Wednesday, September 22, 2010
A Brief History of Time
The title derives from the book by Stephen Hawking on cosmology. Though ostensibly for the layman and without mathematics, the bulk of it is far beyond the capacity of even seasoned physicists. I was able to skim through it once upon a time and left with a nebulous awareness of awesome frontiers of science, but more importantly a sense of the vast expanses of space and time which we inhabit. Hawking never talks down to the layman, which is responsible for the popularity of his book, because it gives you a good feel for things, if not an understanding. It conveys without dilution a sense of what the universe looks like from the present frontiers of cosmology, and also a view of the unbelievable fruits of the workings of the engines of science, involving the concerted operation of the best minds around the world.
The movie is more about the man than his work--Morris could obviously not have handled that, nor would it be material for authentic documentary, abstruse as it is. It is an irony of life that a person blessed with so powerful an intellect should be struck at the age of twenty one with a disease which gradually crippled everything in him except what mattered most--his mental capacities.

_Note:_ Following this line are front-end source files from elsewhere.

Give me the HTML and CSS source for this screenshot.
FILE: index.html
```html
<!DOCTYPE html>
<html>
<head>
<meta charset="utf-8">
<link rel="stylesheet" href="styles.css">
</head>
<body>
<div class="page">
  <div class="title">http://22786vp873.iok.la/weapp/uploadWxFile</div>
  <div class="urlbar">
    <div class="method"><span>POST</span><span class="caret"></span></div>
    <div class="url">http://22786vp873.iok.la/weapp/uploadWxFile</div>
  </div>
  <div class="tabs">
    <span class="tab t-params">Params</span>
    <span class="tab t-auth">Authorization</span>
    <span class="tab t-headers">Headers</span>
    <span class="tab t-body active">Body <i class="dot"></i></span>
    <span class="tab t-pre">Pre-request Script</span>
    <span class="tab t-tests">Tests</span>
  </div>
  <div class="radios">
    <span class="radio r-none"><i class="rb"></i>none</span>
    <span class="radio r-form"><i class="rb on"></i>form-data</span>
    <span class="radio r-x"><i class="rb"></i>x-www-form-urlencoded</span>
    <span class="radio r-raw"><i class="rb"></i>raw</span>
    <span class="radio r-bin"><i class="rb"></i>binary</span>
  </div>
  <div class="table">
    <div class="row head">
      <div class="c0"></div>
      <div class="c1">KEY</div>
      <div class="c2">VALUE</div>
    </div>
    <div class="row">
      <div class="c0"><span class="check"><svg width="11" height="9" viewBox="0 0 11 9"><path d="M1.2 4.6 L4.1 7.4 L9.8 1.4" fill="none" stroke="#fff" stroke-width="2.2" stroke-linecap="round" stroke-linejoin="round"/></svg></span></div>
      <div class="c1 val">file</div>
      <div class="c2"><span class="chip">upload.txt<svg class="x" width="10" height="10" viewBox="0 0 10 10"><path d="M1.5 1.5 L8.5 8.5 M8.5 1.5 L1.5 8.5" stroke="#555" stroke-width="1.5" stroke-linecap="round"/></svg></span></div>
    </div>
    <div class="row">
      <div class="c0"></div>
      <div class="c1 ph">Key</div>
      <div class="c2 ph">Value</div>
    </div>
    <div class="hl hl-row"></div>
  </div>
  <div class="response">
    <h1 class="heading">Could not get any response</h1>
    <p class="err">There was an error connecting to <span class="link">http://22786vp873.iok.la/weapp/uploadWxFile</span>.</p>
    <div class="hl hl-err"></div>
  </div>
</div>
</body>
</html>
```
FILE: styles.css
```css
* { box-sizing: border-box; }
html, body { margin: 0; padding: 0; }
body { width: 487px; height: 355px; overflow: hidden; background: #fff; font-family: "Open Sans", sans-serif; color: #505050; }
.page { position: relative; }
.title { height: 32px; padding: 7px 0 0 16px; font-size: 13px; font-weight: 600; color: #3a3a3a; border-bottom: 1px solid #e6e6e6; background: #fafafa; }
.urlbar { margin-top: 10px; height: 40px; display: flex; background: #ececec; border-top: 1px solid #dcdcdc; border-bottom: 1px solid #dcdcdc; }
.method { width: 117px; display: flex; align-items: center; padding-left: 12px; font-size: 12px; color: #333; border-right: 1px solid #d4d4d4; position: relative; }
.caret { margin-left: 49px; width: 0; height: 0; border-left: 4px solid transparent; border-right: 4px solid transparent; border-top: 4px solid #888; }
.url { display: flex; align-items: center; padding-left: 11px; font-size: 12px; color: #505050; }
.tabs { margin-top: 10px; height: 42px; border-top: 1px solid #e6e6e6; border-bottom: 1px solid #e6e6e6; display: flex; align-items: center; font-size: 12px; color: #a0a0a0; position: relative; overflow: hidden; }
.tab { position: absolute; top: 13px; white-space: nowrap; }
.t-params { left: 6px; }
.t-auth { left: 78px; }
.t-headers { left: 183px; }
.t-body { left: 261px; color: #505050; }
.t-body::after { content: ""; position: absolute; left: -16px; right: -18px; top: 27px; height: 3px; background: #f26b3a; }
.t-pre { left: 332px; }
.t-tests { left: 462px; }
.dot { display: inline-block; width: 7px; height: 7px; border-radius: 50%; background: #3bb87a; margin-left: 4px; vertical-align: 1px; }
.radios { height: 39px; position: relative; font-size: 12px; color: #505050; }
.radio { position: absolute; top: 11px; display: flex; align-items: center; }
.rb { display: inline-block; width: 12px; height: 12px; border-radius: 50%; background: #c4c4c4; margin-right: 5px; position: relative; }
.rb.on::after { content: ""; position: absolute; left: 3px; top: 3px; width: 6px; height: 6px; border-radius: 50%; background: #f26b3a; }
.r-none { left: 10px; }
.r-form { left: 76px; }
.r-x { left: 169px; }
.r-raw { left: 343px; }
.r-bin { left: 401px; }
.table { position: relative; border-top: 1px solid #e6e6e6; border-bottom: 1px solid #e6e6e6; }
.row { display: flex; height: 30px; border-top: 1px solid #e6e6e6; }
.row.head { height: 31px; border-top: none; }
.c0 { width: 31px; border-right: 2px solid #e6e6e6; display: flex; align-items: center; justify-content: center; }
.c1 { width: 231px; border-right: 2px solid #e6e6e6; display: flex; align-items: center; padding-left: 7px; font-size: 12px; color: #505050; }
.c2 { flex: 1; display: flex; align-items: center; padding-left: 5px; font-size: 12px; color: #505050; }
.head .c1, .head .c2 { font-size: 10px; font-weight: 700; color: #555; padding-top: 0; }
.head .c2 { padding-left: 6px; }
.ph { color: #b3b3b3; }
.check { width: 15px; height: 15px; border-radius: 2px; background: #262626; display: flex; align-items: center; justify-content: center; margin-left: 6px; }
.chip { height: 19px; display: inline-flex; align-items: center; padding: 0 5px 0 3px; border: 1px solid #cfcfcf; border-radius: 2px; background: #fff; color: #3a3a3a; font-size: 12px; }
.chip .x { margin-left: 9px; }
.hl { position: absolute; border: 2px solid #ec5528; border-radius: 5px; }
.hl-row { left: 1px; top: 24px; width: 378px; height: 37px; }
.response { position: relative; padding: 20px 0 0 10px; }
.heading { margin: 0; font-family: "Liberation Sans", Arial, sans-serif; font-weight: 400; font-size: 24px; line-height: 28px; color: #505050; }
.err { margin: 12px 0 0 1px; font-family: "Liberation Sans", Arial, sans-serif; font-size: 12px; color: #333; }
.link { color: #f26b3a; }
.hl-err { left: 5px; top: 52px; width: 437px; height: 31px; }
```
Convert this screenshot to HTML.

We understand the phenomenal level of his talent when a former class fellow remarks, "We realized we were not just not in the same street, he was from a different planet." Now that he has acquired pop status we should not forget he occupied the Lucasian Chair of Mathematics at Cambridge which was once decorated by Sir Isaac Newton.
The juncture when he first learns about the nature of his illness, and the two or three years left to him, is portrayed with sensitivity. Hawking immediately understood and accepted the finality of the pronouncement with a degree of stoicism. But then he far outlived the scant years which the doctors pronounced as his remainder. He recalls learning with great life that his intellect would remain unimpaired, even as his body would wither away.
What he seems never to have lost to any significant degree is the zest for life and work. In spite of his gradually diminishing physical capabilities, he poured demonic energy into his work. He was hooked to science. In a sense one may say that he was in no way handicapped in performing what he was born for, and the disease brought his life into even greater focus, since little else remained. As one of the interviewees in the film remarks, what could have been a disability and an unbearable suffering for an average person was far less so for him.
Even if a bit slow, Morris has made a fine movie, which needed to be made. Like everybody else I knew about this iconic cosmologist on a wheelchair who talks via a computer, having even read that book of his with scant understanding. But Morris makes his life come alive, cutting him to human size. We empathize with his suffering as well as his awesome passion. Platitudes about courage apart, Hawking is a rare case study of a man of science, about a man's consuming immersion in his work, and ultimately, of Man.
The drawing by William Blake portrays Newton.